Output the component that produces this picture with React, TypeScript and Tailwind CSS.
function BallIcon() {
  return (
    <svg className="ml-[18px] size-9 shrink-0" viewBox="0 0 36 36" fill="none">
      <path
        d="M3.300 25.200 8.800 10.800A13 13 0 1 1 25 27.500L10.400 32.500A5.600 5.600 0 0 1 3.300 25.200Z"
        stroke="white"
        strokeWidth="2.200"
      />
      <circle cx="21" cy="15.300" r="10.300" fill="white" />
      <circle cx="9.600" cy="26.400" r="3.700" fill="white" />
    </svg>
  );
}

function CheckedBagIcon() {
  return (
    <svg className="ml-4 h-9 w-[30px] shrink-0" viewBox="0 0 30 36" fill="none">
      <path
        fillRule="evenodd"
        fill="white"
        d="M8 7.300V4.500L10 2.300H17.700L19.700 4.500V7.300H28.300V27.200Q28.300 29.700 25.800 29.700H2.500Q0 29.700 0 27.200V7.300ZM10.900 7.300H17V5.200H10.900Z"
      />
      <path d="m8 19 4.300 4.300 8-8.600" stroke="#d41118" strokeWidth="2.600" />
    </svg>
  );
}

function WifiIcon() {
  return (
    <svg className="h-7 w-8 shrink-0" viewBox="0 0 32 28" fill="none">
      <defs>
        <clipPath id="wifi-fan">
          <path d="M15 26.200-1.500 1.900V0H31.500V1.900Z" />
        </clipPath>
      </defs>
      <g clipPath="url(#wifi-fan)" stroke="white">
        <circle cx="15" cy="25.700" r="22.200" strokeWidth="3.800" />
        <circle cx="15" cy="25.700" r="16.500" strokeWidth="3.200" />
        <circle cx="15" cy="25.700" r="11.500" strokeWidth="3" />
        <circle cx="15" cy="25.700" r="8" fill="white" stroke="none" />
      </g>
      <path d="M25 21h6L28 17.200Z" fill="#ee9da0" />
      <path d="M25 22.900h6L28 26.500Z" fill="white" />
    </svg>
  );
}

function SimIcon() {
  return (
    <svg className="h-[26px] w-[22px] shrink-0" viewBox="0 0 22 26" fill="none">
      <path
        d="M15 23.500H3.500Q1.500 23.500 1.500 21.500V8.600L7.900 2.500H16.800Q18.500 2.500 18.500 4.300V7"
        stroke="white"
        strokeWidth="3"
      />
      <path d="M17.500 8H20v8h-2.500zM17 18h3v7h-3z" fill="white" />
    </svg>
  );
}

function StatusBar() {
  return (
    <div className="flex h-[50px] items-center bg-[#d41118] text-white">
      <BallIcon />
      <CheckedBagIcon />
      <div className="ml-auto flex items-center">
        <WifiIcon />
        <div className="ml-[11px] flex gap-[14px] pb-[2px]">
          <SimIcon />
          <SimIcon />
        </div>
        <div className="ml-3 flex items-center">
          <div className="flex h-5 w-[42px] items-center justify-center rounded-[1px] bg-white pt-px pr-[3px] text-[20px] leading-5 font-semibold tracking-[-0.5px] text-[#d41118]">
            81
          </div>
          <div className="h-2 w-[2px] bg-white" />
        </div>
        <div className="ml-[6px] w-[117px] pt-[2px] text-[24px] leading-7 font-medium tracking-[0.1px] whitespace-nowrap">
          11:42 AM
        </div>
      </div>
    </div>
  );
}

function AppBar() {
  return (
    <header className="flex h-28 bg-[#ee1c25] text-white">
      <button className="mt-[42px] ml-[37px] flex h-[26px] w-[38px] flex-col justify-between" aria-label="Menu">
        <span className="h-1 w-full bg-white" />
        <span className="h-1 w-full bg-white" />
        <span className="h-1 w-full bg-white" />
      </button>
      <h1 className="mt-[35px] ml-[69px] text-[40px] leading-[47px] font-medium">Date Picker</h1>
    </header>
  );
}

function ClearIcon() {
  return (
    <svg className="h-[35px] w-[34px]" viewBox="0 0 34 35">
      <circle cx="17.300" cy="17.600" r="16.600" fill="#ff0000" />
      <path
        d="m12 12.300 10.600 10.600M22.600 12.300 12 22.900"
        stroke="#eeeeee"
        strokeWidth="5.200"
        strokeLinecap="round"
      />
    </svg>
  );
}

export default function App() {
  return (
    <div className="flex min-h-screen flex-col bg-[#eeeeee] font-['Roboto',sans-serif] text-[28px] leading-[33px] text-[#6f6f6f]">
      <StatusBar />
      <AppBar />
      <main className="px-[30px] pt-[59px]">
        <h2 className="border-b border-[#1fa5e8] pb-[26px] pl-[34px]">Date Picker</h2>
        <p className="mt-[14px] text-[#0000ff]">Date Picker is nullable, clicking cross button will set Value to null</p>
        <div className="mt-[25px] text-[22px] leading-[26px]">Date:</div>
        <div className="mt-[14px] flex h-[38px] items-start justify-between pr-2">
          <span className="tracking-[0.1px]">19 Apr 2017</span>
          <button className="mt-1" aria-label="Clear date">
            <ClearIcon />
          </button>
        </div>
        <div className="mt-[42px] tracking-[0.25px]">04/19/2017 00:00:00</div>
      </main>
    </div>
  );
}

***

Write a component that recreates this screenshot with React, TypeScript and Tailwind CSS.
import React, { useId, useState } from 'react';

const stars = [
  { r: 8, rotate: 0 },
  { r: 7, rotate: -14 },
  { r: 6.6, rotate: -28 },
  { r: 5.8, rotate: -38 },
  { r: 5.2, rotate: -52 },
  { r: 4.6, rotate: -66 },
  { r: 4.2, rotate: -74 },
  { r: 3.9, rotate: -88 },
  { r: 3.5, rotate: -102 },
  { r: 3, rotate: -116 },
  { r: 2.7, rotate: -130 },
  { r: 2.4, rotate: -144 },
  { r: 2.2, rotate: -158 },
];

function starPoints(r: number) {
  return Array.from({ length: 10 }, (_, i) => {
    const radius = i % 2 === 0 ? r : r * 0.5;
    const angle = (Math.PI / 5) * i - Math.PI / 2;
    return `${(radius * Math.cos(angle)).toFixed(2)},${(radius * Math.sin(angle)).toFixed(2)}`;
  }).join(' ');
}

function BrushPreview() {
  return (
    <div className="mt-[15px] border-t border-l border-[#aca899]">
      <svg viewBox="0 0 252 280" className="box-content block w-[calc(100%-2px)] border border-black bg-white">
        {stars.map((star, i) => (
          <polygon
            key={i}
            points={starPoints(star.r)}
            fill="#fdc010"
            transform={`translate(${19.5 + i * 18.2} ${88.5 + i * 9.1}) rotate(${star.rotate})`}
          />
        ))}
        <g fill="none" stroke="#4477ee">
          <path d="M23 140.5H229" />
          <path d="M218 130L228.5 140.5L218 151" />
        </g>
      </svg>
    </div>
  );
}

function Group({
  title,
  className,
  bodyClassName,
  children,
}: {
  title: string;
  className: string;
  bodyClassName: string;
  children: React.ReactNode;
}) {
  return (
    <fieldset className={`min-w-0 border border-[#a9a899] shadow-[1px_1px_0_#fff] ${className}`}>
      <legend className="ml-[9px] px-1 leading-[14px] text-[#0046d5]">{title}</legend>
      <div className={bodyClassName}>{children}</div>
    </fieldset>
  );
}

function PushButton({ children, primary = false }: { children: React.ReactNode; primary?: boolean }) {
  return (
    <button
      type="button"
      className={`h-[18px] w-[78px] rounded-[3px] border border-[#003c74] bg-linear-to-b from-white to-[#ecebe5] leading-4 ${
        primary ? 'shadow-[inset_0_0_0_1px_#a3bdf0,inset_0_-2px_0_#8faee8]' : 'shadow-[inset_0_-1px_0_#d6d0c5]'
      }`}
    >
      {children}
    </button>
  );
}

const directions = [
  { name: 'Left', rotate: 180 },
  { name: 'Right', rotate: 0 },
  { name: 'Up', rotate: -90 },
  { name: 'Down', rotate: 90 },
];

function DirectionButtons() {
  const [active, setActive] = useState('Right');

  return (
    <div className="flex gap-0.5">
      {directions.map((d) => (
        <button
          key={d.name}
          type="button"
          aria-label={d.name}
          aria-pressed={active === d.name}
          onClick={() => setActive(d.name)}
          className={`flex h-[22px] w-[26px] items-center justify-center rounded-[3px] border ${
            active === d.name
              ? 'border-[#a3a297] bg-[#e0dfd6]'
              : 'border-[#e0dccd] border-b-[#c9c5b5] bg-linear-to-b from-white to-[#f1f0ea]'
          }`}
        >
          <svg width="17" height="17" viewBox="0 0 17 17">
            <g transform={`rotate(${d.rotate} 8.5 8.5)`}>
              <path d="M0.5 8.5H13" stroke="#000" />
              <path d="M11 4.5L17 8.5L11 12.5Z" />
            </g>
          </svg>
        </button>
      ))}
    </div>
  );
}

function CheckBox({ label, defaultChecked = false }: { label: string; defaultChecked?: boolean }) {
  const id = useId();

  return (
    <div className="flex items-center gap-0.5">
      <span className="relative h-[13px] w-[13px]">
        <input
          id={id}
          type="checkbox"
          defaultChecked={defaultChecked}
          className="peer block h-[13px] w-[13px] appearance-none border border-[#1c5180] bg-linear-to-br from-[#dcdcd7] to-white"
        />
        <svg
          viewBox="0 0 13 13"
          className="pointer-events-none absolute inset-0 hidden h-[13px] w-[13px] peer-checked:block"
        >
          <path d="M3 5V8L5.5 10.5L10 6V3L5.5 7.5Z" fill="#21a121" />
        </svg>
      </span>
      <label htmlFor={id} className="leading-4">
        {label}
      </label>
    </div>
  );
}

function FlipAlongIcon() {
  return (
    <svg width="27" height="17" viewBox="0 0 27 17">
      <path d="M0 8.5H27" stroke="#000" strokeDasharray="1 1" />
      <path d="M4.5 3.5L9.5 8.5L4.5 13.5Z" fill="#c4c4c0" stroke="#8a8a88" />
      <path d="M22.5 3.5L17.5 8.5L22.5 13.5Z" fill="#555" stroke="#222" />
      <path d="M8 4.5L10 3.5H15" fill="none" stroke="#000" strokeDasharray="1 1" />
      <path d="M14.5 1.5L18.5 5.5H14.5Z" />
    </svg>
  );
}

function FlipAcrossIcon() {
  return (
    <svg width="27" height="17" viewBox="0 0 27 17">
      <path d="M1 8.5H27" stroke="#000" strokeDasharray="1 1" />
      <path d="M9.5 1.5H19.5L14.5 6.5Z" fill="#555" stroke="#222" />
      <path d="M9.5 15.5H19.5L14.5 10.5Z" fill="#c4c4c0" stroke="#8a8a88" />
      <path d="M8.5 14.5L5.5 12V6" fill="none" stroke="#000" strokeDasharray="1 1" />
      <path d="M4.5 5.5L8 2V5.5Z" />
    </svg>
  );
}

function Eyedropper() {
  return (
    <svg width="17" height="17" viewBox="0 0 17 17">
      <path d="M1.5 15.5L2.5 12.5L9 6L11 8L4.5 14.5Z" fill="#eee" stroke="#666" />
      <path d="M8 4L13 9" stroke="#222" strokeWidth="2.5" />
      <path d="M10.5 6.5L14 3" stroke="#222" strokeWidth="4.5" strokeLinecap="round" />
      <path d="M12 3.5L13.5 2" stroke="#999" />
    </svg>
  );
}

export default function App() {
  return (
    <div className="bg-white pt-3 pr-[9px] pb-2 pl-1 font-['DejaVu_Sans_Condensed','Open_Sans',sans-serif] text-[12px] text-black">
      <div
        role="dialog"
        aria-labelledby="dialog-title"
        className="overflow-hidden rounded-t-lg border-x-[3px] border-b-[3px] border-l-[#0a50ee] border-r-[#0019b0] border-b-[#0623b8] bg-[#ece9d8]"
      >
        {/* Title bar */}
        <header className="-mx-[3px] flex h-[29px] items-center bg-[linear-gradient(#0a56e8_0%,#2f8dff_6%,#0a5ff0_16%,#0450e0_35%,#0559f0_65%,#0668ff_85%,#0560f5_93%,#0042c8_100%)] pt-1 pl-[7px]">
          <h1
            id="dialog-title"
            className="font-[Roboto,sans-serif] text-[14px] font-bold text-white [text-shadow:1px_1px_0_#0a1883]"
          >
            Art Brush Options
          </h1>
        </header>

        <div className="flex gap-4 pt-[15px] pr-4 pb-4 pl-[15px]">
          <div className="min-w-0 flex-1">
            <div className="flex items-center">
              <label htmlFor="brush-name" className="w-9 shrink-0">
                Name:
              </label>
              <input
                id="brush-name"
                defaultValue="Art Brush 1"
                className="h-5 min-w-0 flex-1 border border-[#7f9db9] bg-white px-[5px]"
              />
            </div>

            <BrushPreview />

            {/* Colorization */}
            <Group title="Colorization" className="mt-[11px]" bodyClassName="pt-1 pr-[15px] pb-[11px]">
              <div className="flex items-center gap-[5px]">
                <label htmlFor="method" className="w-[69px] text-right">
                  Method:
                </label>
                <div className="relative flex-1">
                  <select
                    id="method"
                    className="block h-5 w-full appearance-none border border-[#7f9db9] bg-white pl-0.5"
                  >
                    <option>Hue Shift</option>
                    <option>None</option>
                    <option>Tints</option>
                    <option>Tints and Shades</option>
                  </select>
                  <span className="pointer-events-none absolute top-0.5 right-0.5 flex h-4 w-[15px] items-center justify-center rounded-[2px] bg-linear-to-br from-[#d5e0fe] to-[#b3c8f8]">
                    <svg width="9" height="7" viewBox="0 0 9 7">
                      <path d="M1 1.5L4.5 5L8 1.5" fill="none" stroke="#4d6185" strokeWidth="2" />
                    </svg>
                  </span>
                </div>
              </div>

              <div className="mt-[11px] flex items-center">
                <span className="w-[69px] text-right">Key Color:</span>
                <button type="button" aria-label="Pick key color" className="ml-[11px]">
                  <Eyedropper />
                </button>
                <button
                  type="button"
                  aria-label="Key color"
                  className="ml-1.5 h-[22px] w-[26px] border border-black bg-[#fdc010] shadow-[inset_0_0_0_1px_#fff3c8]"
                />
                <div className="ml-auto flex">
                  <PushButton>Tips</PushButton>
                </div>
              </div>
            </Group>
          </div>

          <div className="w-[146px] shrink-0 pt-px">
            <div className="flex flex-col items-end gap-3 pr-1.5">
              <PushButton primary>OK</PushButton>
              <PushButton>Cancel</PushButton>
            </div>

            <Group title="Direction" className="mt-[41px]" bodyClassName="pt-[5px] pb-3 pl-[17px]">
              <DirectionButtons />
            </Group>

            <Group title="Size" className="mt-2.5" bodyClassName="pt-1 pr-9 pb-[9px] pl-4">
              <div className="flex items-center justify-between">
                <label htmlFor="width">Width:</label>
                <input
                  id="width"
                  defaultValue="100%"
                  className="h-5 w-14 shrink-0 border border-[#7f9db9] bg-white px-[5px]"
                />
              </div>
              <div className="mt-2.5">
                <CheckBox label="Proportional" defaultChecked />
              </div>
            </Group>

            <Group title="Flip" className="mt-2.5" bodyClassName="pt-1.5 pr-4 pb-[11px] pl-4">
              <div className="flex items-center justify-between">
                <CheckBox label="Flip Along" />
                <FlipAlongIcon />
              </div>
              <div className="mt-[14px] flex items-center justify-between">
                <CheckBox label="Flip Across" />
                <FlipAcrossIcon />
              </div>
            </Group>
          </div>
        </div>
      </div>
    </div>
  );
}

***

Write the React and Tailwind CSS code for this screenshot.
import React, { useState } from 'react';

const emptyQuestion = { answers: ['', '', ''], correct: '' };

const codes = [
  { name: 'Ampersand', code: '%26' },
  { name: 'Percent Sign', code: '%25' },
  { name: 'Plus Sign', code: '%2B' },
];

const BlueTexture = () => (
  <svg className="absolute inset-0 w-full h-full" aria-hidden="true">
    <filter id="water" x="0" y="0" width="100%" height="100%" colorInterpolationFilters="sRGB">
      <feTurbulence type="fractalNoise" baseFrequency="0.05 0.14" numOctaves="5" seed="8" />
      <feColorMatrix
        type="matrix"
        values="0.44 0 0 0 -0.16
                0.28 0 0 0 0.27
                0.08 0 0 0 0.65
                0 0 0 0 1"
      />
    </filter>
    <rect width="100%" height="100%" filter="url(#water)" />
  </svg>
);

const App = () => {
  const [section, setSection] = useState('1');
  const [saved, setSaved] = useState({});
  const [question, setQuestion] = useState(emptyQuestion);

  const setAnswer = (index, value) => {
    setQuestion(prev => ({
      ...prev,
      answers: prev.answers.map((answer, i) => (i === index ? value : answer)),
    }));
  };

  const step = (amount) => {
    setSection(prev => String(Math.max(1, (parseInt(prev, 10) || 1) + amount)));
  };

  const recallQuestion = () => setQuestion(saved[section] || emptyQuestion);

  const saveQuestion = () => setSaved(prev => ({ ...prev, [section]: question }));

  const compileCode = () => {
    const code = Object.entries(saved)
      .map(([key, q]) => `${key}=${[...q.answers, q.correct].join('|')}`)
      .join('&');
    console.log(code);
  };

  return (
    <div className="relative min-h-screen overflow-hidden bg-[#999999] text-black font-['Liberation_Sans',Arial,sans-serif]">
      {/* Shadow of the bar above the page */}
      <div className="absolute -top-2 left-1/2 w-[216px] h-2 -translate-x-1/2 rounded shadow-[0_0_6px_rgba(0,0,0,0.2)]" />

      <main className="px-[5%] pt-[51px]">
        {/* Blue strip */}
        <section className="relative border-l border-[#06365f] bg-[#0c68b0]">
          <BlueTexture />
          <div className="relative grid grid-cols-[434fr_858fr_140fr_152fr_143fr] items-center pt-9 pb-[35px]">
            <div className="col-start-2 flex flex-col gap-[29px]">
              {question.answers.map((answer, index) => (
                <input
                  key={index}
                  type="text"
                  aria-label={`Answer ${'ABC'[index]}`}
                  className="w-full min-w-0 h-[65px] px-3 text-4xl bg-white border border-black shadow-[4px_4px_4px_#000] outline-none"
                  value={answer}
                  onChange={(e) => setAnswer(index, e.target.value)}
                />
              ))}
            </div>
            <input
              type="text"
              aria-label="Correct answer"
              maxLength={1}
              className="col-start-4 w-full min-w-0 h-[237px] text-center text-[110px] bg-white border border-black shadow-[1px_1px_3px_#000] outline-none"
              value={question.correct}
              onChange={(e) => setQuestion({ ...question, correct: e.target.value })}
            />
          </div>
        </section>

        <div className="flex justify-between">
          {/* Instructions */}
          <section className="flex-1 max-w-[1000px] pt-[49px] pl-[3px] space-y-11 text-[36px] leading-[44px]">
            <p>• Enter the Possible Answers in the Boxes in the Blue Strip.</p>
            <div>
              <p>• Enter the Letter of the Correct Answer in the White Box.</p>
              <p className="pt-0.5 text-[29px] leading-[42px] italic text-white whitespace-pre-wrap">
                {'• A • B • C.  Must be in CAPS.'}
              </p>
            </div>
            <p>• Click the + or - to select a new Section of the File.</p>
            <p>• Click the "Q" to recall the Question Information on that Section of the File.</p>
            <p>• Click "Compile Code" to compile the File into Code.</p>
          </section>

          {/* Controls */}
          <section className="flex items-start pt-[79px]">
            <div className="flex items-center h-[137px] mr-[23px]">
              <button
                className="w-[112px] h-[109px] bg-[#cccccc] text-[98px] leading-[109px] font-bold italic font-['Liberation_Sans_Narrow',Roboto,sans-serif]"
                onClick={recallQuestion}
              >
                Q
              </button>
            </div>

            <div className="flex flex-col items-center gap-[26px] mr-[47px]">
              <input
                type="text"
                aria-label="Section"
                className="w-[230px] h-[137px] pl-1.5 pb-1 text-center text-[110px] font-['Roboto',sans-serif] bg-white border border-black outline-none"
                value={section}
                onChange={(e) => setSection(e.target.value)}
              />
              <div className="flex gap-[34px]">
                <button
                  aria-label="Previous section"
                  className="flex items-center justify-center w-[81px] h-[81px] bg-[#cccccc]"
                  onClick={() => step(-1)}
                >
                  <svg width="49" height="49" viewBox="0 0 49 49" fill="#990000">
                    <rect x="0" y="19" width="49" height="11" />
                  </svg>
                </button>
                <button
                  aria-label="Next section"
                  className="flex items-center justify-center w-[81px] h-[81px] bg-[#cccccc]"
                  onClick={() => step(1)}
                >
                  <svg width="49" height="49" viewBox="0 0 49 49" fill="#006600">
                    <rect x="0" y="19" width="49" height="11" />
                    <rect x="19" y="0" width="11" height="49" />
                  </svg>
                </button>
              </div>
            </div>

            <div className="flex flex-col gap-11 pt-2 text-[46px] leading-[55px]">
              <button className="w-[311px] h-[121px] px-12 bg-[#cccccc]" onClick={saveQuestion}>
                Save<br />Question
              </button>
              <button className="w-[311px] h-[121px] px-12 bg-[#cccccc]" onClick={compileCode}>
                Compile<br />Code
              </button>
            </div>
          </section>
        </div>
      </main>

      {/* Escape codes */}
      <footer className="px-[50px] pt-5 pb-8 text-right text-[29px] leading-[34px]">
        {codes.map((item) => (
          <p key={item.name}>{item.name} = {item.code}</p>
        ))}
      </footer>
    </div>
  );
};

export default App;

***

**Required task**
Each line from the one holding "Write the React" to the one holding "['', '', ''], correct: ''", those two included, is to be transcribed exactly, and no other line.

**Response to the task**
Write the React and Tailwind CSS code for this screenshot.
import React, { useState } from 'react';

const emptyQuestion = { answers: ['', '', ''], correct: '' };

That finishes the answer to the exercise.